The agile thinking behind it
Three ideas from the 1990s, none of them ours, all still in use:
- One card, one thing — XP, Beck 1999. Small enough to fit on an index card. Enough context that anyone, or anything, can pick it up.
- Definition of Done — Scrum, Sutherland & Schwaber. A card isn't closed because someone said so. It's closed because a checklist is satisfied.
- Status, not location — Kanban, Anderson, after Toyota. A card stays at
deck/<title>/while it moves through open → active → done. Cross-references don't break.
The argument for taking these seriously now is that AI coding agents are a much harder handoff problem than the human teams those ideas were built for. Agents read the full backlog every session, re-derive context from scratch, and never remember yesterday. A card with a stable URL, a machine-checkable closure contract, and a self-contained body stops being "discipline" and starts being how the agent finds its bearings. The 1990s primitives were right for a different reason than the 1990s knew about.
It works without any of that, too. goc new "rename the button", goc to see what's open, goc done rename-the-button to close it. No AI required. The deck is just markdown files; you read, write, edit, and revert them with the same git you already use.
What it is, and what it isn't
Game of Cards is a substrate. The CLI, the schema, the on-disk card layout, the validator — that's all it ships. There's no preferred LLM, no proprietary state, no mandatory workflow.
What sits on top is up to you. Claude Code skills come bundled as the reference harness; any editor that reads AGENTS.md (Codex, Cursor, OpenCode, Copilot, Aider) can drive the same deck. So can a shell script. So can your hands.
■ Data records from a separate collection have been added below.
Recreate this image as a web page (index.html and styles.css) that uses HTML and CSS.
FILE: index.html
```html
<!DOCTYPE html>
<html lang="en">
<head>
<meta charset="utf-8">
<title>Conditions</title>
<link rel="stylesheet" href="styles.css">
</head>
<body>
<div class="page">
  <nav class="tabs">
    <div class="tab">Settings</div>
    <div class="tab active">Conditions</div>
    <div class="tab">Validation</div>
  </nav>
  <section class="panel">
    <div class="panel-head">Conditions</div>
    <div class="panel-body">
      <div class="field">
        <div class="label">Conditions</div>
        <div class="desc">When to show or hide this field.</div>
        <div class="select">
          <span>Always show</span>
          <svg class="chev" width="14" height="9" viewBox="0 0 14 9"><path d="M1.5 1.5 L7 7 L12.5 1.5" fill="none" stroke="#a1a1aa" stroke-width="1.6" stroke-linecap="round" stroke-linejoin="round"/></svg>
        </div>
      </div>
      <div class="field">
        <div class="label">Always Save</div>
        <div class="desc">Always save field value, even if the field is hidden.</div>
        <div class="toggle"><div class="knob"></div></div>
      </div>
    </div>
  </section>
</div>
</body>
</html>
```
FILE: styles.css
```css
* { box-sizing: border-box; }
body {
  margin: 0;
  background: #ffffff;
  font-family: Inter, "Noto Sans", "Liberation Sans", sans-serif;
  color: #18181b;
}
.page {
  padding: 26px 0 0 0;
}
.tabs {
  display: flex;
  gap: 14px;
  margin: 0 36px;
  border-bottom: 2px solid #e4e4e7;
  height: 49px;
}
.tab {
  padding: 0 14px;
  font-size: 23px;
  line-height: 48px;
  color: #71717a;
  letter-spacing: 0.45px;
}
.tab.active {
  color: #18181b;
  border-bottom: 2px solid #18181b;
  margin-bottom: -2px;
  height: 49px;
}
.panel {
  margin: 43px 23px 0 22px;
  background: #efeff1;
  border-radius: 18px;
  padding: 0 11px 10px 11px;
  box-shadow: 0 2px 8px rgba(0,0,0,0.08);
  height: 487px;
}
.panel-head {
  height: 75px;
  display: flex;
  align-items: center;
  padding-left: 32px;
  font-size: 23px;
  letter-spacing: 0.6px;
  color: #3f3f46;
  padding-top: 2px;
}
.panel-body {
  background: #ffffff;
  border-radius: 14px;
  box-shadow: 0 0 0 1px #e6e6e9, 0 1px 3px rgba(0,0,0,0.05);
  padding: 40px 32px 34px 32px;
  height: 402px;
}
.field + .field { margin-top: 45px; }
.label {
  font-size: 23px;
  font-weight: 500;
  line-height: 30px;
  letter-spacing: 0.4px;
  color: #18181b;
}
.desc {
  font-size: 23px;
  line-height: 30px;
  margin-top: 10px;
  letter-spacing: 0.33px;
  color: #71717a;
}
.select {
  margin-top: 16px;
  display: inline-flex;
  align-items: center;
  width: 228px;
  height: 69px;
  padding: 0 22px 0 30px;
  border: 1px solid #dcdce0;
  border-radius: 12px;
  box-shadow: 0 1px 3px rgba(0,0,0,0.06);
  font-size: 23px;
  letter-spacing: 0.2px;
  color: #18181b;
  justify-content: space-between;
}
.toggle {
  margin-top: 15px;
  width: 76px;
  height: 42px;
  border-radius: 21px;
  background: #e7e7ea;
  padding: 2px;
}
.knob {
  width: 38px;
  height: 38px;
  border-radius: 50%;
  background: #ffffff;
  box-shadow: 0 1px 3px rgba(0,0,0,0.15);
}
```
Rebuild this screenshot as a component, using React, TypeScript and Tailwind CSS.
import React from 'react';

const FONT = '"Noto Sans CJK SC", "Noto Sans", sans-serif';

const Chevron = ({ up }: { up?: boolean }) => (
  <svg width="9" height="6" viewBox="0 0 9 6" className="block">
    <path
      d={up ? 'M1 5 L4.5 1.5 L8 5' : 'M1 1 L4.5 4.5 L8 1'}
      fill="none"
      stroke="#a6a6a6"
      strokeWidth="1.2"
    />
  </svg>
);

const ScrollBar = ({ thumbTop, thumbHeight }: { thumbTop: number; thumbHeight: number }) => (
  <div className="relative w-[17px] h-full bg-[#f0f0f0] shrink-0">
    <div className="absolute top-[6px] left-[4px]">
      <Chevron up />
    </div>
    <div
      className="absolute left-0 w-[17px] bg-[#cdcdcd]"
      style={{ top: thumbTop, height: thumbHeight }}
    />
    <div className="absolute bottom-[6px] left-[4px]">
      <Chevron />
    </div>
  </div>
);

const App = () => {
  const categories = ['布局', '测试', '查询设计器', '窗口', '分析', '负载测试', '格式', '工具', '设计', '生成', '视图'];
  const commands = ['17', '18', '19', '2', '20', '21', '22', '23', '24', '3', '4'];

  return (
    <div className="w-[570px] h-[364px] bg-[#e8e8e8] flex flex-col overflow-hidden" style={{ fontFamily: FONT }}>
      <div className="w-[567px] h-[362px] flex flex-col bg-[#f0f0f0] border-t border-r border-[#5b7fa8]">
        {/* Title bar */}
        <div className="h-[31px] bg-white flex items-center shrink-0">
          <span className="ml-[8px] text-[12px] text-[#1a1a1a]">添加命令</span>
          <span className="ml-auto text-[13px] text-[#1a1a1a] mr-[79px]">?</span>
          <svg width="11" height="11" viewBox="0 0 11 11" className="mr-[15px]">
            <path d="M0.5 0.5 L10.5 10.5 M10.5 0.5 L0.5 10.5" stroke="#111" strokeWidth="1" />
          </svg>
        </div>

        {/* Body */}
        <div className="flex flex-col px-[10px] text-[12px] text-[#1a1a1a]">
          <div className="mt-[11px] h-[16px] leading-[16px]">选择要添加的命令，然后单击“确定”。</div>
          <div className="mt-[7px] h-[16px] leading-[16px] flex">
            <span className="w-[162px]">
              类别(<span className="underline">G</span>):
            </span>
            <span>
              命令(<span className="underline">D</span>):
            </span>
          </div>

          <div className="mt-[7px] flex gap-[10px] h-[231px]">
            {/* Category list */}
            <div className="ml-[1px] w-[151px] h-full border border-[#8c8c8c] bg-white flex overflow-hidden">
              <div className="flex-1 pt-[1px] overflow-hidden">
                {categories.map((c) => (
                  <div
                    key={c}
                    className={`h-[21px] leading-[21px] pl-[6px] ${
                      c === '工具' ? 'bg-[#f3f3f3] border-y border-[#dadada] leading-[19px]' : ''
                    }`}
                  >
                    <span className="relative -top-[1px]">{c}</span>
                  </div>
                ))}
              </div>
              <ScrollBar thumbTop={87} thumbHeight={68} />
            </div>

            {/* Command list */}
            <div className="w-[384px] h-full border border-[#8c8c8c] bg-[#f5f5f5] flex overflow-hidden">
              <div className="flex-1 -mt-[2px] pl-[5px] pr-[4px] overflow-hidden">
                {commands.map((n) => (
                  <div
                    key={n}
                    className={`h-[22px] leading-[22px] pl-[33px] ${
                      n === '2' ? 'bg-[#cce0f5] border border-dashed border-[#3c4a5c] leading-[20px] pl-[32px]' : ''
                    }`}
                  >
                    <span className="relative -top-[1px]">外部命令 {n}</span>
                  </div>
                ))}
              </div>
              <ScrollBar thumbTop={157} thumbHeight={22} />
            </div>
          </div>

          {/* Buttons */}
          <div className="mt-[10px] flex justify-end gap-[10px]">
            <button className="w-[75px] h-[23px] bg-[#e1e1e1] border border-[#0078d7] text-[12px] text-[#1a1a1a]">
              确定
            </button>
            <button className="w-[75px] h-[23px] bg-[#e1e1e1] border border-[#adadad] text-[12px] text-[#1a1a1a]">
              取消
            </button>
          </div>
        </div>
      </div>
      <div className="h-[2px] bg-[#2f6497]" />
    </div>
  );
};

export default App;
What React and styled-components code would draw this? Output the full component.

This is not another methodology framework. Spec-Kit ships templates. BMAD ships personas. Ruler ships rule fan-out. claude-flow ships swarm orchestration. Each sits on top of a substrate that the consuming team has to provide. Game of Cards provides one.
Try it
uv tool install game-of-cards # one-time, machine-wide
cd any-repo
goc install # adds deck/, CLAUDE.md/AGENTS.md sections, a starter card
The cost of trying is low. goc install adds files; it doesn't take any away. If you decide it isn't for you, rm -rf deck/ and revert the two README sections — you're back where you started.
A few things you can do once it's installed:
goc new "rename the button to Export"
goc # show what's open, sorted by leverage
goc validate # check every card's frontmatter against the schema
goc done rename-the-button-to-export
If you're using Claude Code or any AGENTS.md-aware editor, you can also just talk to it: "rename the button to Export." The deck reflects either flow on the same on-disk state.
What you get
- A
gocCLI — 13 verbs covering create, browse, advance, decide, close, validate, and install. - A
deck/<title>/directory per card: frontmatter-validatedREADME.md, append-onlylog.md. - A schema validator suitable for pre-commit and CI.
- A starter set of Claude Code skills (
scan-deck,next-card,create-card,advance-card,decide-card,finish-card,improve-deck,extend-deck,pull-card,card-schema,deck) that turn the CLI into an autonomous workflow when you want one. - An
AGENTS.mdblock for editors that aren't Claude Code. - A
.game-of-cards/per-repo config layer for project-specific content and workflow hooks. The convention — directory layout, file format, hook-point catalog — is documented in.game-of-cards/README.md, whichgoc installships into every consuming repo.
Status
Brand new. This is 0.0.1 — only a few days of implementation, no external users yet, plenty of rough edges that are unknown until someone tries it on a fresh project. Bring expectations to match.
The right way to find out if it's for you is to install it, point it at a side project, and see whether it stays out of your way for a week. If it does, you'll keep it. If it doesn't, you've spent five minutes.